To conclude i want to go back to the starting question of the survey and the matter of diversity.

There is an irony in that on multiple levels: The key to substantially supporting diversity in a society is to protect minorities and provide them the space they need to flourish, even against the articulated interests of a majority. Yet the subject of diversity is covered in the survey in form of a single question asking for retroactive one-dimensional approval or disapproval on a decision of the board that has been made without broader input from the OSM community in all its diversity, that has no immediate effect on the matter of diversity at all and so far has also not led to any decision of substance in that field either. And in interpreting the answer to that question the board is looking exclusively at the average, in other words: The majority opinion. It is at the very core of the idea of doing a statistical survey to look primarily at the statistical average and not at the outliers.

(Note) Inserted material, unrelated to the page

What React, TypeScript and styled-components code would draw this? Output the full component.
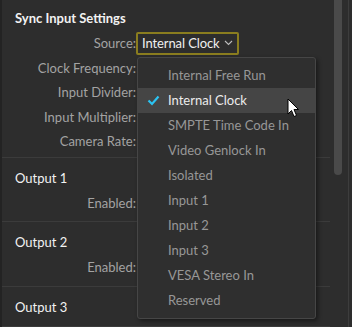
import { FC } from 'react';
import styled, { createGlobalStyle } from 'styled-components';

const GlobalStyle = createGlobalStyle`
  html, body {
    margin: 0;
    padding: 0;
    background: #2d2d2d;
  }
  body {
    font-family: Lato, 'Open Sans', sans-serif;
    font-size: 13px;
  }
`;

const Frame = styled.div`
  position: relative;
  width: 352px;
  height: 327px;
  overflow: hidden;
  display: flex;
  background: #2d2d2d;
`;

const LeftEdge = styled.div`
  width: 2px;
  background: #232323;
`;

const Content = styled.div`
  width: 328px;
  display: flex;
  flex-direction: column;
`;

const ScrollArea = styled.div`
  display: flex;
  margin-left: 4px;
  gap: 6px;
`;

const Thumb = styled.div`
  width: 8px;
  height: 175px;
  background: #4a4a4a;
  border-radius: 0 0 4px 4px;
`;

const TrackLine = styled.div`
  width: 1px;
  background: #3d3d3d;
`;

const Section = styled.section<{ $first?: boolean }>`
  padding: ${p => (p.$first ? '8px 0 3px' : '10px 0 6px')};
  border-bottom: 1px solid #3b3b3b;
  display: flex;
  flex-direction: column;
`;

const SectionTitle = styled.h3<{ $bold?: boolean }>`
  margin: 0 0 3px 13px;
  height: 20px;
  line-height: 20px;
  font-size: 13px;
  font-weight: ${p => (p.$bold ? 700 : 400)};
  color: #f2f2f2;
`;

const Row = styled.div`
  display: grid;
  grid-template-columns: 134px 1fr;
  height: 24.5px;
  align-items: center;
`;

const Label = styled.span`
  text-align: right;
  color: #a3a3a3;
`;

const Select = styled.div`
  box-sizing: border-box;
  width: 103px;
  height: 23px;
  border: 2px solid #8a7d1f;
  border-radius: 2px;
  display: flex;
  align-items: center;
  justify-content: space-between;
  padding: 0 4px 0 4px;
  color: #f0f0f0;
  letter-spacing: -0.1px;
`;

const Menu = styled.ul`
  position: absolute;
  left: 137px;
  top: 57px;
  width: 179px;
  box-sizing: border-box;
  margin: 0;
  padding: 5px 0;
  list-style: none;
  background: #2f2f2f;
  border: 1px solid #464646;
  border-radius: 3px;
  box-shadow: 2px 2px 4px rgba(0, 0, 0, 0.45);
`;

const MenuItem = styled.li<{ $active?: boolean }>`
  position: relative;
  height: 25px;
  line-height: 25px;
  padding-left: 30px;
  color: ${p => (p.$active ? '#ececec' : '#979797')};
  background: ${p => (p.$active ? '#454545' : 'transparent')};
`;

const Check = styled.svg`
  position: absolute;
  left: 9px;
  top: 7px;
`;

const Cursor = styled.svg`
  position: absolute;
  left: 287px;
  top: 98px;
`;

const syncRows = ['Clock Frequency:', 'Input Divider:', 'Input Multiplier:', 'Camera Rate:'];

const sources = [
  'Internal Free Run',
  'Internal Clock',
  'SMPTE Time Code In',
  'Video Genlock In',
  'Isolated',
  'Input 1',
  'Input 2',
  'Input 3',
  'VESA Stereo In',
  'Reserved',
];

const App: FC = () => {
  return (
    <Frame>
      <GlobalStyle />
      <LeftEdge />
      <Content>
        <Section $first>
          <SectionTitle $bold>Sync Input Settings</SectionTitle>
          <Row>
            <Label>Source:</Label>
            <Select>
              Internal Clock
              <svg width="9" height="6" viewBox="0 0 9 6">
                <path d="M1 1 L4.5 4.5 L8 1" fill="none" stroke="#bdbdbd" strokeWidth="1.1" />
              </svg>
            </Select>
          </Row>
          {syncRows.map(label => (
            <Row key={label}>
              <Label>{label}</Label>
            </Row>
          ))}
        </Section>
        {[1, 2].map(n => (
          <Section key={n}>
            <SectionTitle>Output {n}</SectionTitle>
            <Row>
              <Label>Enabled:</Label>
            </Row>
          </Section>
        ))}
        <Section>
          <SectionTitle>Output 3</SectionTitle>
        </Section>
      </Content>
      <ScrollArea>
        <Thumb />
        <TrackLine />
      </ScrollArea>
      <Menu>
        {sources.map(s => (
          <MenuItem key={s} $active={s === 'Internal Clock'}>
            {s === 'Internal Clock' && (
              <Check width="13" height="11" viewBox="0 0 13 11">
                <path d="M1.5 5.5 L5 9 L11.5 1.5" fill="none" stroke="#2bc3f2" strokeWidth="2.2" />
              </Check>
            )}
            {s}
          </MenuItem>
        ))}
      </Menu>
      <Cursor width="13" height="20" viewBox="0 0 13 20">
        <path d="M1 1 L1 16 L4.5 12.5 L7 18.5 L9.5 17.5 L7 11.5 L11.5 11.5 Z" fill="#fff" stroke="#000" strokeWidth="1" />
      </Cursor>
    </Frame>
  );
};

export default App;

But the irony goes a step further: The justification for supporting minorities even against the articulated interests of a majority is evidently an ethical argument. And ethics is obviously a domain rooted in and depending on reason - the same reason the board seems to reject when countering reason based critique of their actions not with arguments but by presenting survey results that seems to indicate majority support for their actions.

The bottom line is genuine bottom-up diversity in the OSM community is fueled by the openness, tolerance, generosity and reason of the individual OSM community members giving each other the space and freedom to express themselves according to their individual preferences and values - no matter now much away they are from the statistical average determined by some survey. If a survey helps people to realize this, that is great but the OSM community cannot depend on survey results telling wannabe community managers how exactly they need to engineer the community to achieve the kind of pseudo-diversity on paper someone somewhere has thought up to be desirable.